Drink

The World’s Most Haunted Distilleries

07 Aug, 2018

The spirits have us talking… Sorry, that one was too easy. We can’t help but fall for a great ghost story, and with an industry as old as liquor, there are plenty to go around. Here are five of the most compelling haunted distilleries we hope to visit one day.

Buffalo Trace Distillery

With a history dating back to 1787, Kentucky’s Buffalo Trace Distillery has a resident ghost who just can’t seem to quit his job… even in the afterlife. Colonel Albert Blanton started as an office boy and worked his way up to president by the early 1900s. He died on the property in 1959, but his ghost remains to this day. He’s been known to pinch bottoms and leave unexplained footsteps in warehouses, scaring even the trained paranormal seekers who have made the pilgrimage to the bourbon distillery.

Credit: Kentucky Living

Kilbeggan Distilling Company

Ireland’s oldest licensed distillery, Kilbeggan is haunted, and it’s a family affair. A medium that visited the site reportedly communicated with Mattias McManus, the man who founded the distillery in 1757, and his son John McManus. Mattias was content with the current operation; John couldn’t let the past rest, expressing anger over his execution for breaking curfew in 1798. Talk about strict parents.

Credit: Kilbeggan Whiskey

 The Glenrothes

The Glenrothes distillery in Speyside, Scotland actually commits a “toast to the ghost” before each tasting, a tradition born from their reverence of Biawe ‘Byeway’ Makalaga. Byeway was rescued from famine-plagued Zimbabwe by the owner of the distillery. He was brought to Scotland and served as a pageboy, then butler, living a simple life there until his death in 1972. Several years later, Byeway returned via apparition to protest the installation of new whisky stills. A paranormal investigator was brought in to ‘speak’ with Byeway and settle the issue. His ghost hasn’t been seen since, but locals still “toast” to Byeway to ensure his absence.

Credit: The Glenrothes

Southern Grace Distilleries

An abandoned prison turned into a distillery, this one basically writes itself. Southern Grace set up shop in North Carolina’s old Mount Pleasant prison, which ran as a work camp for up to 400 low-security inmates from 1929 until 2011. Long, narrow hallways with tiny cells line the building.

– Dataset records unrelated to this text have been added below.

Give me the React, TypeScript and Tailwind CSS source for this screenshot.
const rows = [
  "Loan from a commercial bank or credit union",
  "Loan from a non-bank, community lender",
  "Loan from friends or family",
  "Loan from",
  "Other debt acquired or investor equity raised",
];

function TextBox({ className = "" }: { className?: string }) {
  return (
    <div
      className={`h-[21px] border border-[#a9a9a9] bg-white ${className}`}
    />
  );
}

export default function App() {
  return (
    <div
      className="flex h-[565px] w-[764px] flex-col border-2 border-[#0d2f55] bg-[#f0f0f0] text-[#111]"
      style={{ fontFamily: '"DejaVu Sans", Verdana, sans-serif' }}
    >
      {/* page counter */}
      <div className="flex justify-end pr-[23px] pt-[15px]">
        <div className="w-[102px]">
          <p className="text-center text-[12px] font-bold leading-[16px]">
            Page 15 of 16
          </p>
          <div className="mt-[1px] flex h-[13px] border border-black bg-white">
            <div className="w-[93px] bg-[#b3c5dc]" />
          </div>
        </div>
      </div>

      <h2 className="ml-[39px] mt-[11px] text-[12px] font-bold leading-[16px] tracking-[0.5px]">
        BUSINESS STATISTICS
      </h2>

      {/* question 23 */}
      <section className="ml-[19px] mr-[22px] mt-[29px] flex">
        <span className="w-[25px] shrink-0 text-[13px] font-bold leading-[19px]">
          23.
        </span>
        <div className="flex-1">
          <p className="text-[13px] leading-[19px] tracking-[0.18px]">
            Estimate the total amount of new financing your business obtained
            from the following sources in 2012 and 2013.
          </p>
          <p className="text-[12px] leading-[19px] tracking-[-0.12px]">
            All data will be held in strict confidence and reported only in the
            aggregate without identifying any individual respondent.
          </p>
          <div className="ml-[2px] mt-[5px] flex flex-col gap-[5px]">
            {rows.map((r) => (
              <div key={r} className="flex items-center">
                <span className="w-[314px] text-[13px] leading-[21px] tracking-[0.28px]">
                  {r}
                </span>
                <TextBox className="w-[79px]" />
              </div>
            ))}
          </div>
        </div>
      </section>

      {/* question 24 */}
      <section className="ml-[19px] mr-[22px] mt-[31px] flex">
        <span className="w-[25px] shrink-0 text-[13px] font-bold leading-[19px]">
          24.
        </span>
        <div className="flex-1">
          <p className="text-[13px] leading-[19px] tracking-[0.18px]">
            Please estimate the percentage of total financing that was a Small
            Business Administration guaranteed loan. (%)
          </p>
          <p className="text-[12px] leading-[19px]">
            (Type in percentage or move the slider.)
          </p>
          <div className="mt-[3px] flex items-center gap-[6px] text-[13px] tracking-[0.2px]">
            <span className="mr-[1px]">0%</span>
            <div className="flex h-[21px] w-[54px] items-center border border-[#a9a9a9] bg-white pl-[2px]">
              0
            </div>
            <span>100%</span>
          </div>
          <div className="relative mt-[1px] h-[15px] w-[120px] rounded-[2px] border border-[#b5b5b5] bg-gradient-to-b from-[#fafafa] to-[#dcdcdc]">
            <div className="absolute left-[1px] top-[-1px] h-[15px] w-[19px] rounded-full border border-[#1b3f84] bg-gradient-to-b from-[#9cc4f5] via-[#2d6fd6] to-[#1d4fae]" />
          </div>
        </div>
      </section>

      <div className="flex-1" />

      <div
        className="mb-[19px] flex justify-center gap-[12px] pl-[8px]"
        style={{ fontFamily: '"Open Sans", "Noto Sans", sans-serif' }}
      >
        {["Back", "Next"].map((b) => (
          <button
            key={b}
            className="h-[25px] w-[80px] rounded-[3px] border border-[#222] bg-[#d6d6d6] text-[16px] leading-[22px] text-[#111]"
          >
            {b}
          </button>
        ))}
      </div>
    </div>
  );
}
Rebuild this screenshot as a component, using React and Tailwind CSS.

Tourists sip on whiskey tastings in the old segregation unit, and other cell blocks serve as the main working distillery. In the few years it’s been open, workers have reported strange occurrences like keys disappearing then reappearing in plain sight. Spooky noises ringing through the chambers. Phantom footsteps echoing through the halls. It’s a modern-day Alcatraz… that makes whiskey!

Credit: Southern Grace Distilleries

Jura Whisky

Our final entrant on the list was established because of a thirsty apparition who had a keen fondness for whisky. Legend has it that, in 1781, Laird Archibald Campbell outlawed distilling on the isle of Jura, Scotland. Thirty years later, he awoke in the dead of night to find a ghostly woman floating over him as he lay in bed, telling him off for the lack of whisky on the island. It scared him so badly, he not only reversed the ban, but he built a distillery to appease the ghost. After it eventually moved locations, rumor is a bottle of whisky was buried at the site of the original distillery to keep the woman’s thirst at bay. You can’t ever say Scots don’t take their drink deadly serious.